(Reuters) - Talks between Canada and the United States intensified on Thursday as the two countries pushed for a deal on a revamped North American Free Trade Agreement by a Friday deadline, with both sides upbeat about the progress made.
Talks entered a crucial phase this week after the United States and Mexico reached a bilateral deal on Monday, paving the way for Canada to rejoin talks to salvage the 24-year-old accord that underpins $1.2 trillion (922.58 billion pounds)in annual North American trade.
Mexico has been an increasingly important export market for the United States for most of the past decade. Securing continued access to the U.S. marketplace was viewed as an objective in itself by major Mexican industrial groups.
Here are some key differences between the Mexico-U.S. deal and the original NAFTA, and who the winners and losers may be:
The automotive sector was at the core of U.S. President Donald Trump’s desire to rework NAFTA, and the deal struck seeks to impose curbs on the lower-cost Mexican car industry.
The new deal requires 75 percent of the value of a vehicle to be produced in the North American region, up from the original NAFTA threshold of 62.5 percent.
Aside from making it harder for carmakers to assemble autos outside of North America and still get duty-free access to the most lucrative market - the United States - the higher threshold also aims to keep more parts from Asia out of the region.
It also stipulates 40 percent to 45 percent of a vehicle’s value be made in areas paying at least $16 an hour, such as the United States or Canada, which could potentially stem the southward drift of industrial capacity to Mexico.
A side agreement not formally part of the accord would allow the United States to pursue national security tariffs on annual Mexican car and SUV imports of over 2.4 million vehicles.
The number significantly exceeds last year’s total imports, and allows Mexico’s industry room to grow, but serves as a potential quota.

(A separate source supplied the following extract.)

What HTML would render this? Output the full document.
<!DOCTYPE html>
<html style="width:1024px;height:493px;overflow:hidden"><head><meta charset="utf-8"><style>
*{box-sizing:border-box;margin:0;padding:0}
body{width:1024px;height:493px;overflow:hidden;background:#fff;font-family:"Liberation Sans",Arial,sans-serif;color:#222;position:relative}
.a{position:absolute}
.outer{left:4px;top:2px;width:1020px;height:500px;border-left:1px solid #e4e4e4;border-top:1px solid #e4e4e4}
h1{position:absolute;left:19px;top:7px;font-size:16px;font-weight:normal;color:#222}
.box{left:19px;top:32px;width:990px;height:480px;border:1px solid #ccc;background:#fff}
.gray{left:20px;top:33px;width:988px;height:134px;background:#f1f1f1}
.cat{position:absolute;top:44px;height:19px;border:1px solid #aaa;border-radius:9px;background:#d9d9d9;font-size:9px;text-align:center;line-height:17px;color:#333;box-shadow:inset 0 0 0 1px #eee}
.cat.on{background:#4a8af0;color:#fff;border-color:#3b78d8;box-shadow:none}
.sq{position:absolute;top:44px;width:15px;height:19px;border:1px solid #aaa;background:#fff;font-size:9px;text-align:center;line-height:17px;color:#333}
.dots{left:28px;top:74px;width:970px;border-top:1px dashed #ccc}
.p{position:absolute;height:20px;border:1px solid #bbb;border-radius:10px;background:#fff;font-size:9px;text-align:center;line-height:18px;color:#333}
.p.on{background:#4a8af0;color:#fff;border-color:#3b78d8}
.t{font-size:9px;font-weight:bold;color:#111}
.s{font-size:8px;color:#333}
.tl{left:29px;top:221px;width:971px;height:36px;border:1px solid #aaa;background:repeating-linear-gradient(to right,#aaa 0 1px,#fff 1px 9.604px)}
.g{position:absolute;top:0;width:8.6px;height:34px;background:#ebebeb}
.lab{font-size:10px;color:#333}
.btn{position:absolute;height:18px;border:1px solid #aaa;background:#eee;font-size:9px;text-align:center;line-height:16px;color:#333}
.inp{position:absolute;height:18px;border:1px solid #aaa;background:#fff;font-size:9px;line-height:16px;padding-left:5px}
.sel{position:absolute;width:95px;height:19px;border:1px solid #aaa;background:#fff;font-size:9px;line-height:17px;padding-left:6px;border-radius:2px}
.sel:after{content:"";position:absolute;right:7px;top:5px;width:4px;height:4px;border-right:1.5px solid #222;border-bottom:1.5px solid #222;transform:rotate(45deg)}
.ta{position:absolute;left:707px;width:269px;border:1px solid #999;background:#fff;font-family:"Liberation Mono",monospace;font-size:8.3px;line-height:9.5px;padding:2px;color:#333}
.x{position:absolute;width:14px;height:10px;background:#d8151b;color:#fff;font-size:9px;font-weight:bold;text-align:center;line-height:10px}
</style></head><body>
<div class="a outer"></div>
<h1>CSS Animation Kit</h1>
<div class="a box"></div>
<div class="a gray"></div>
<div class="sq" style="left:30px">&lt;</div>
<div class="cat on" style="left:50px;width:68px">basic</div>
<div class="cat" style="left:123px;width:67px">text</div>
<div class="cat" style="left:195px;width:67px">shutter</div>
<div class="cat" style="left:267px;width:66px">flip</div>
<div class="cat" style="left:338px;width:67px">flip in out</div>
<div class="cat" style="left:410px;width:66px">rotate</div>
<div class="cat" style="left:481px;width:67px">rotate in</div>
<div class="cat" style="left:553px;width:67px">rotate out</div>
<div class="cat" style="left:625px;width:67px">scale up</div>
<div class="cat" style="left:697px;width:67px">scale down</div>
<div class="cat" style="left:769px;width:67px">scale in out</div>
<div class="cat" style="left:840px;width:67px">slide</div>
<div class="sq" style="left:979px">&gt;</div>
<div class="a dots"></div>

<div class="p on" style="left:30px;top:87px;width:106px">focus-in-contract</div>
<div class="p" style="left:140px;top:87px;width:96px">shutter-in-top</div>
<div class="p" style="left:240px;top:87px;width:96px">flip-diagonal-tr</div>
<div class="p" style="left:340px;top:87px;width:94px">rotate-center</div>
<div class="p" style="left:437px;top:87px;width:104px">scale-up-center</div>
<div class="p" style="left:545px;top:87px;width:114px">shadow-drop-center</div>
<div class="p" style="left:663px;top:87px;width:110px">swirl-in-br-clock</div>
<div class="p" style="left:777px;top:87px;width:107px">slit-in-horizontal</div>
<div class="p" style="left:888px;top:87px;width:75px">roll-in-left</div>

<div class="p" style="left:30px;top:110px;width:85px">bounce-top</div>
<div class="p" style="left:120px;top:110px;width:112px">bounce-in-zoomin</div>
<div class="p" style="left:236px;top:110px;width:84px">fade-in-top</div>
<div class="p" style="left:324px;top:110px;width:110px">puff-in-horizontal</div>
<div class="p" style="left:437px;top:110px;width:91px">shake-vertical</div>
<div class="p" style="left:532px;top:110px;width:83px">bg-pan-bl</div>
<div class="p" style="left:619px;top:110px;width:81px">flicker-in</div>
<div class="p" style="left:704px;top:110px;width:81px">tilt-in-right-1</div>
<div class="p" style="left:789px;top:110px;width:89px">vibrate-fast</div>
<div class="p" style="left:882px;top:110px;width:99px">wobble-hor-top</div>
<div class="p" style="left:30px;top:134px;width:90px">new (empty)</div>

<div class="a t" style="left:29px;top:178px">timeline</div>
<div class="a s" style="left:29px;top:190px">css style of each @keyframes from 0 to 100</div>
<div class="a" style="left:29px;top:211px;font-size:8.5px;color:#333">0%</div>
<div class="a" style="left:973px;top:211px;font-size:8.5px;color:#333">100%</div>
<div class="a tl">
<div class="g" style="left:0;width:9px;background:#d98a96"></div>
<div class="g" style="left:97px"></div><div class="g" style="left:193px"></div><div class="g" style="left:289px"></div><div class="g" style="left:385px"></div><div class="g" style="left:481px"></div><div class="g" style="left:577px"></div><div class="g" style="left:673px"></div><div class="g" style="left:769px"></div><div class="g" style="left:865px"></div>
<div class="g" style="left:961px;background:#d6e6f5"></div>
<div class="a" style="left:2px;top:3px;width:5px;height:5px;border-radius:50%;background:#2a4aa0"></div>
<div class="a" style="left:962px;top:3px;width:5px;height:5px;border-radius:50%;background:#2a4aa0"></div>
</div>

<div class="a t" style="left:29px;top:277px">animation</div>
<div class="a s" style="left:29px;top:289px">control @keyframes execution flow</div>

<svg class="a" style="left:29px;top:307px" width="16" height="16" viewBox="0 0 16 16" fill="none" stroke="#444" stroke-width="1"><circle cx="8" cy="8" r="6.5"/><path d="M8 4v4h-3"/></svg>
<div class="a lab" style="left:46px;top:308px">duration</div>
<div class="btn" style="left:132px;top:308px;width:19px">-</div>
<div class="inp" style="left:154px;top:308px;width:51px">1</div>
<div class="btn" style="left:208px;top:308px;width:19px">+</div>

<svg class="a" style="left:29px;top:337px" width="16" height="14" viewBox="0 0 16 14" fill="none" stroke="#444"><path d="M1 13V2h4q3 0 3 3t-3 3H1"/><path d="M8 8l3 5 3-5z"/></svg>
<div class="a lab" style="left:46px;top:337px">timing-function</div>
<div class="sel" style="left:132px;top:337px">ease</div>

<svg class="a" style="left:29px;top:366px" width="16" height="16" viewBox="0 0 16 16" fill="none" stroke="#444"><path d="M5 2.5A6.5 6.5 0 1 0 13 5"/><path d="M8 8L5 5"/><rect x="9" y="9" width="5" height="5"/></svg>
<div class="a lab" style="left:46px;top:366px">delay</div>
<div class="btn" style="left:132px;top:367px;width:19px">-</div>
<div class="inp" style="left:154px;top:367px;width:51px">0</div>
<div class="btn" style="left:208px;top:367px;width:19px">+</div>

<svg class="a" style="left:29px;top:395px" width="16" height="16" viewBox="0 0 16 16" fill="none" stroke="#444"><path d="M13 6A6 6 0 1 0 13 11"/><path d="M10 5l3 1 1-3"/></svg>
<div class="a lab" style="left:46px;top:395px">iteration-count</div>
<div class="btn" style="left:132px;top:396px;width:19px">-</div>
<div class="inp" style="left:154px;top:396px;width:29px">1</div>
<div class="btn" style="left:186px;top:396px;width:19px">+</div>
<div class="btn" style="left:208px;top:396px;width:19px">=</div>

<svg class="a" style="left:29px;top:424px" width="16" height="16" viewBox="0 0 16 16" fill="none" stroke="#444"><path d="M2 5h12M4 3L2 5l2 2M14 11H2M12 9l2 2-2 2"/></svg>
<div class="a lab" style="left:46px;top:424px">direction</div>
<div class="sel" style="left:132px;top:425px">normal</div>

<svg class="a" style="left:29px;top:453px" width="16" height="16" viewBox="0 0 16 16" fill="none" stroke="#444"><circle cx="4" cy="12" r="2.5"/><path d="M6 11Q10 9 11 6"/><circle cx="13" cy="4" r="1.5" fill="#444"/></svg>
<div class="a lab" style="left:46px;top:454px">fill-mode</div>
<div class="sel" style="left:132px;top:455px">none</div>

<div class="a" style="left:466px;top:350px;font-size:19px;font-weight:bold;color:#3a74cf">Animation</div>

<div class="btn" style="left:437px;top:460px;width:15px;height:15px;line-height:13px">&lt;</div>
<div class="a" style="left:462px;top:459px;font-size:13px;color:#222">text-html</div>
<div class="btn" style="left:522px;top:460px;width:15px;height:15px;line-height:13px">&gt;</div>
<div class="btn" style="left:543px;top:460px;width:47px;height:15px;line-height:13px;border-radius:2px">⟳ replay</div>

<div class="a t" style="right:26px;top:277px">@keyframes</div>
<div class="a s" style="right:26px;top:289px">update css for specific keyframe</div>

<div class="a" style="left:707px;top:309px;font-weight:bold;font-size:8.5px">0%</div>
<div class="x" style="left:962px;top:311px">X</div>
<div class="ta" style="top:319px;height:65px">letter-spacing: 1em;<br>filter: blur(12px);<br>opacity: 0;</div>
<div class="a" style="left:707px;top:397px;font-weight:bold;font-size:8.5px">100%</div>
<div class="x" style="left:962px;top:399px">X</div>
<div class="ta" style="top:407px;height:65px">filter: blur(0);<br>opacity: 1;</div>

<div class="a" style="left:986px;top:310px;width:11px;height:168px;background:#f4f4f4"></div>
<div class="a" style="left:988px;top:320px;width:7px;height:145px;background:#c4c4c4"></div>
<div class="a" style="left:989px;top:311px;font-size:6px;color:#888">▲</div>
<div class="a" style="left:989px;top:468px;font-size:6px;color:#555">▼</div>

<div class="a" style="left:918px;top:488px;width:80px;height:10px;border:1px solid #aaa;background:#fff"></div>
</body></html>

The side deal also allows U.S. national security levies on Mexican auto parts imports above $90 billion per year.
Despite this, if the Trump administration opts to slap so-called 232 national security tariffs on global automotive imports, Mexico may end up better protected than other nations.
The pact also requires greater use of North American steel, aluminium, glass and plastics than the original.
Through the side agreements, the new arrangement pushes North America closer to “managed trade”, a more interventionist model that could benefit large companies able to tailor output toward quotas but could hurt consumers with higher prices.
Mexico and the United States agreed to eliminate a settlement system for anti-dumping disputes, NAFTA’s Chapter 19.
The move, sought by Trump, puts Canada in a difficult position because Prime Minister Justin Trudeau had insisted on maintaining Chapter 19 to fight U.S. duties on softwood lumber, paper and other products that it views as unfair.
That could put pressure on Ottawa to make concessions on Canada’s protected C$21 billion ($16.3 billion) dairy market.
The original NAFTA settlement system for disputes between investors and states was scaled back, now only for expropriation, favouritism for local firms and state-dominated sectors such as oil, power and infrastructure.
The deal contains enforceable labour provisions that require Mexico to adhere to International Labour Organization standards to drive Mexican wages higher, lessening Mexico’s attractiveness as a place for labour-intensive investment.
Stronger labour rules and upwards wage pressure may translate into more robust Mexican consumer demand in due course.
The deal keeps the United States open tariff-free to Mexican farmers, the biggest exporters of agricultural produce to the United States.
The two agreed for Mexico to double its minimum duty-free shipment threshold, the so-called de minimis value, to $100.
That is likely to benefit both express delivery firms and online retailers such as Amazon.com Inc (AMZN.O).
Unlike the original trade accord, the new agreement has a lifespan of 16 years, and foresees a review every six years that can extend the pact for 16 years more.
Trade curbs will increase pressure on Mexico and Canada to return to the negotiating table every six years. That could encourage growth in powerful lobbying interests.